With regards to debugging software, I think being able to do so effectively even without source is an important and rather rare skill. And sometimes, even with the source, the compiler can introduce its own issues. Being able to read Asm and follow along with what the CPU is actually doing is exceptionally useful, especially when working with lower-level languages like C/C++. One of my friends has a saying along the lines of "if you can read Asm, software has no barriers to understanding."




There is "reading asm" and there is "debugging millions LOC compiled with an optimizing compiler". The later is possible but the time requirements would be just impractical for game development. Even having the source without the ability to modify is almost useless.


If he confused the definition of "engine," he's likely coming from the auto world, where things are (_mostly_, not everyone drives $100k Elon Musk mobiles) still microcontrollers with kilobytes of flash and RtOSes. There, it's still entirely possible to debug execution interleavings and the like by just staring at the ASM.


I think your information is a bit behind.

My old car, a 2002 BMW 325i, fits that description with a 25 MHz 16 bit Infineon C167 processor and 512kb of flash in its Siemens MS43 ECU. That's properly a microcontroller in my mind.

My new car, a 2015 Ford Fiesta ST, has a 133MHz 32 bit Infineon TriCore processor and 4MB of flash in its Bosch MED17 ECU. That's more than many PCs had until the late 90s, so while it's definitely running a RTOS I have trouble calling it a microcontroller.

That's not even a new ECU either, a friend's '09 VW GTI had basically the same unit. Anything with direct injection almost definitely has a 32 bit ECU, especially if a turbo is involved. I'd imagine a higher end car these days has something more potent (or just doubles them up, like BMW used to do on V12s).
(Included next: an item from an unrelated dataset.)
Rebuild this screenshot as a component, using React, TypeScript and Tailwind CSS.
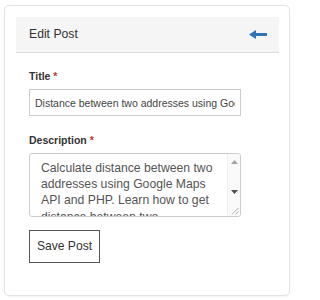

Are you proposing patching 3rd party binaries?

There's not much point in pinpointing bugs in closed source software if you are unable to fix them.


It does make it much easier to report bugs if you have an idea of what's actually wrong (sometimes it's something rather trivial), and I have worked on a few projects where dynamically patching binaries was involved.

In Windows, there isn't really any other ways around something that MS decides is "won't fix", or just ignores you completely.


Winlicense. You can't read asm sometimes.